Why Material Matters More Than Thread Count
The fundamental factor governing a sheet’s cooling performance is the fiber from which it is constructed. Even a perfectly moderate thread count will fail if the material itself is designed to retain heat. Natural, cellulosic fibers generally offer superior thermoregulation compared to synthetic alternatives. For example, materials like Polyester, which is often used in Microfiber sheets, are derived from petroleum and are inherently less breathable. Polyester tends to hold moisture and heat close to the body, creating a warm, damp microclimate that disrupts sleep.
Long-staple cotton, such as Pima or Egyptian cotton, is a widely recommended choice because its fibers are longer and stronger, which allows them to be spun into fine, single-ply yarns without sacrificing durability. This results in a fabric that is naturally porous and breathable. Other plant-based materials offer even more sophisticated cooling properties, such as Linen, which is derived from the flax plant. Linen fibers have a unique, naturally hollow structure that facilitates exceptional airflow and moisture-wicking capability.

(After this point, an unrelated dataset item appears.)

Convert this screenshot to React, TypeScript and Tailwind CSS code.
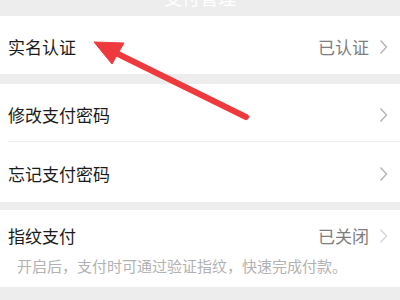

Tencel, a branded form of Lyocell derived from wood pulp, is another highly effective cooling material. Tencel fibers are engineered to have a high moisture regain rate, meaning they quickly absorb and release moisture, making them effective at managing perspiration. Bamboo-derived viscose also shares these thermoregulating qualities, often feeling soft and cool to the touch. These fibers actively manage the skin’s moisture, which is a more effective cooling mechanism than simple heat absorption.
Weave Structure and Breathability
Beyond the fiber material and the number of threads, the pattern used to interlace those threads, known as the weave structure, is the third factor influencing breathability. Two primary weaves dominate the market: percale and sateen, and they deliver vastly different thermal experiences. The weave dictates how much surface area is available for air exchange and how the sheet rests against the body.
Percale uses a basic one-yarn-over and one-yarn-under basket weave, which is the most balanced and tightest weave structure. This construction results in a crisp, matte, and highly durable fabric finish that feels light and cool, much like a classic dress shirt. The even spacing of the threads maximizes the air permeability of the sheet, allowing heat to escape freely. Percale is the gold standard weave recommended for those who frequently overheat during the night.
Sateen, in contrast, utilizes a four-yarn-over and one-yarn-under pattern, which leaves more thread floating on the surface of the fabric. This structure gives sateen its signature smooth, lustrous sheen and a softer drape. However, the four-over-one construction creates a denser, heavier fabric with less open space for ventilation. As a result, sateen sheets tend to trap more body heat than percale, making them generally less suitable for warm climates or hot sleepers.